Problem description:
Report how many lines contain the word "component"; answer with the number only.

Stored rows:
(begin)
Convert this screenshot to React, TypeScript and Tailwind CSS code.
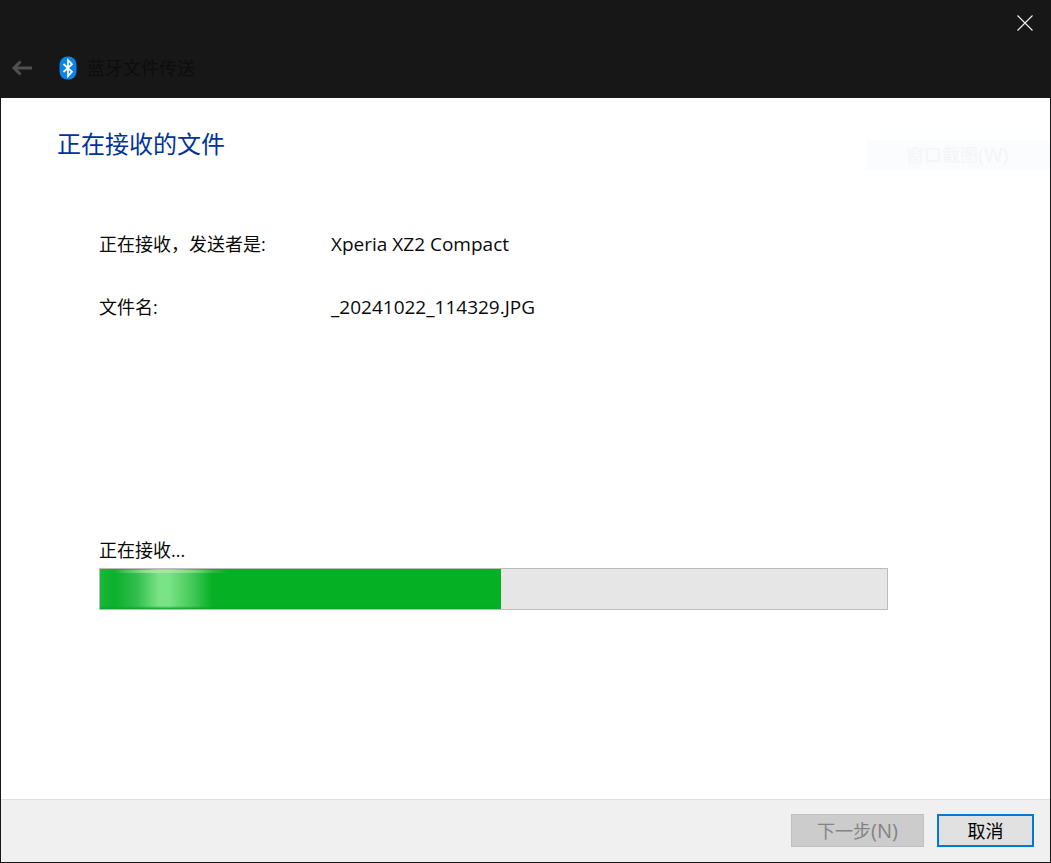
(end)
(begin)
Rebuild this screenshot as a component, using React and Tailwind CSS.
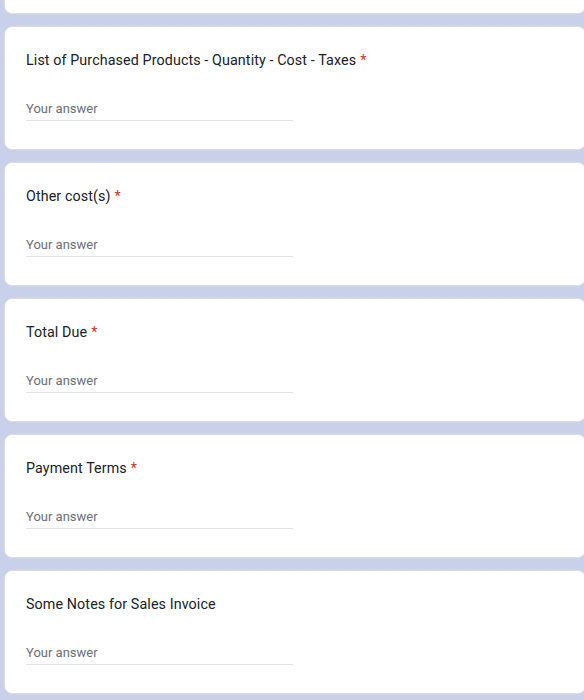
(end)
(begin)
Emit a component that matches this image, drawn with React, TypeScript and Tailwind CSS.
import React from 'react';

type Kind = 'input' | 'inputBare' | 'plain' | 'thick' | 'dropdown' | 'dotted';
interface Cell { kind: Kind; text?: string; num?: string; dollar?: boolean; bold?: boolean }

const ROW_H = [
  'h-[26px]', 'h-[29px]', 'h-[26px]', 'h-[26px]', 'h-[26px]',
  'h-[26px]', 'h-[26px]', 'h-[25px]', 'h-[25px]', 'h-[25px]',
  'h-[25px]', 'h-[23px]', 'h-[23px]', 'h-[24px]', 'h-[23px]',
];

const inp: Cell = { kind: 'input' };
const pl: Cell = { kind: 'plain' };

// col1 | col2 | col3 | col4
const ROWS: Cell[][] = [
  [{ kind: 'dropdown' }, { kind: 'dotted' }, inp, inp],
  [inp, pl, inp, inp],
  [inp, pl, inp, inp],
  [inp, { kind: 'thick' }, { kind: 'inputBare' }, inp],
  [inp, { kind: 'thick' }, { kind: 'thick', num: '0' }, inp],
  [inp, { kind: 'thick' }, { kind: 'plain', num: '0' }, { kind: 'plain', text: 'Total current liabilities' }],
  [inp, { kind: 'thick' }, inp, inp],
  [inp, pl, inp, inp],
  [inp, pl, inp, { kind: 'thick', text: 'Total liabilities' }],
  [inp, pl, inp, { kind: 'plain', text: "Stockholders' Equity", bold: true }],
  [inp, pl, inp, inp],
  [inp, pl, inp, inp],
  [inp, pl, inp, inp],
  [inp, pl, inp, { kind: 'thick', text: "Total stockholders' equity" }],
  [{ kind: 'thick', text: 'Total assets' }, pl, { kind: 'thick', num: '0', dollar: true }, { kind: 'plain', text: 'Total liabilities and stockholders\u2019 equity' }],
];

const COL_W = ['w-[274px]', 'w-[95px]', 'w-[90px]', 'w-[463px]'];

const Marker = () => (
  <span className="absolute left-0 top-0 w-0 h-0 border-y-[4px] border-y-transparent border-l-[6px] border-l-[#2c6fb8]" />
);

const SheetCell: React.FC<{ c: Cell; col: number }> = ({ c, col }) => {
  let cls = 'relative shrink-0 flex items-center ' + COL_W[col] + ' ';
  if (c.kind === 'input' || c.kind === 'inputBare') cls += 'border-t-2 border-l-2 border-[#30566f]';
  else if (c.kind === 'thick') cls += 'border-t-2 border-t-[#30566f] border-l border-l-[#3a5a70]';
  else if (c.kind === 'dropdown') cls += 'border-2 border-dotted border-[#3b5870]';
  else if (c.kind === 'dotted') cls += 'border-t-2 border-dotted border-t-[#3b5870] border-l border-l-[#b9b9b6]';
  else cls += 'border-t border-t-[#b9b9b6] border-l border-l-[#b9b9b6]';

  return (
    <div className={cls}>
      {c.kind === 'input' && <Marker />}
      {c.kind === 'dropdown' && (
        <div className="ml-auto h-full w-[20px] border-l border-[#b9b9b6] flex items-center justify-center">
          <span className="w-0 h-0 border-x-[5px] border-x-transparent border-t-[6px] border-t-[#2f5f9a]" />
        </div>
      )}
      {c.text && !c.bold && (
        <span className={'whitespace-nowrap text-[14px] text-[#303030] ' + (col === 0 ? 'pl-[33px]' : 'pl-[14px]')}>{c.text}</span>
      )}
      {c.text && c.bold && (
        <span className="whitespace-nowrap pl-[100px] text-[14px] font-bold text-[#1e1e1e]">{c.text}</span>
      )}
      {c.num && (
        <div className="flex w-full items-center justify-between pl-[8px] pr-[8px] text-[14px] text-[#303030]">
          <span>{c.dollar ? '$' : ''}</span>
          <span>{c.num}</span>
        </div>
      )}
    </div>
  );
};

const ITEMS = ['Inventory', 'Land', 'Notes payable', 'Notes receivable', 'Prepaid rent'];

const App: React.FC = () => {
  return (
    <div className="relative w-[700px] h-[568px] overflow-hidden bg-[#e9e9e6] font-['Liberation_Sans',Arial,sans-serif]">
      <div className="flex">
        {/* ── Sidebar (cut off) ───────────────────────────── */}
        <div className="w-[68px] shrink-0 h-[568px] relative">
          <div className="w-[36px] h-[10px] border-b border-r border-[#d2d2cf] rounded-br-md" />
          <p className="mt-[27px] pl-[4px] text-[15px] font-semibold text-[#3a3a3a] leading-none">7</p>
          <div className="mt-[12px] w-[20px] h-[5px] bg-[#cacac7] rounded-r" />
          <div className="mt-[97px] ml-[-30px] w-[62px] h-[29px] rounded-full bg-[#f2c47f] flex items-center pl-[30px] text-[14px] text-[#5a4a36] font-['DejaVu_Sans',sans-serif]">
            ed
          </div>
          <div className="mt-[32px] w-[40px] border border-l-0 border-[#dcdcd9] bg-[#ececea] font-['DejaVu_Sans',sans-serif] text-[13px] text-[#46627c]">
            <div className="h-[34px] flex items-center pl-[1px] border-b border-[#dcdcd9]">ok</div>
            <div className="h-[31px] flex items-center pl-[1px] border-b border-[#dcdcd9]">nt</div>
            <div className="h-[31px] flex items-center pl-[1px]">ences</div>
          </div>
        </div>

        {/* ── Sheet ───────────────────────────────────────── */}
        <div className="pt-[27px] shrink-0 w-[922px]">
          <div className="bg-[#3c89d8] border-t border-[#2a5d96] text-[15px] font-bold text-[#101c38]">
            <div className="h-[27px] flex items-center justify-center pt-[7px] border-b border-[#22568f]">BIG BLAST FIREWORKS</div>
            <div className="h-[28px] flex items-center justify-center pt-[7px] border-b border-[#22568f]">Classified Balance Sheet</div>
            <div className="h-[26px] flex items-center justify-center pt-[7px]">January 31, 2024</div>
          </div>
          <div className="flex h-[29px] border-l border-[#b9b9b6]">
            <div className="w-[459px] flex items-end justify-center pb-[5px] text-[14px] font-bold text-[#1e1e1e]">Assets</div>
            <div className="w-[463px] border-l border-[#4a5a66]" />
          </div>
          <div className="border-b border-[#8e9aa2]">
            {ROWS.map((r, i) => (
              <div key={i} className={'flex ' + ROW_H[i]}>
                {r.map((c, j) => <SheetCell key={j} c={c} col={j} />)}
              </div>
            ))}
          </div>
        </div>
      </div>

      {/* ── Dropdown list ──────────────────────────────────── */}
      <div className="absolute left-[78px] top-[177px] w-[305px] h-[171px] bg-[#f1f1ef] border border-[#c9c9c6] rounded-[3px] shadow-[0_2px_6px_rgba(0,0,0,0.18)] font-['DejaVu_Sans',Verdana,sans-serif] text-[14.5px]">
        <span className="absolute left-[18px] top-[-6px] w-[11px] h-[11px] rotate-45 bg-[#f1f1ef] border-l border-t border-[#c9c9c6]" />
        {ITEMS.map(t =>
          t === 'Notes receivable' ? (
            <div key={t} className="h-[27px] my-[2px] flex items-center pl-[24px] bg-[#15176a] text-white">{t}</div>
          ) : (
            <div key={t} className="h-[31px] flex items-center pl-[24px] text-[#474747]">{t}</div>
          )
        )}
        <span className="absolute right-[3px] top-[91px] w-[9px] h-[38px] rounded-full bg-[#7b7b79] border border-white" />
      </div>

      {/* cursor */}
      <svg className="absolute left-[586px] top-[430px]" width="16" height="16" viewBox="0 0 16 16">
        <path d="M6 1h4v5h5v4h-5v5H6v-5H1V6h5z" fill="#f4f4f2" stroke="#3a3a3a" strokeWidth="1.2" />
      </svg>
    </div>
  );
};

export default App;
(end)
Output:
2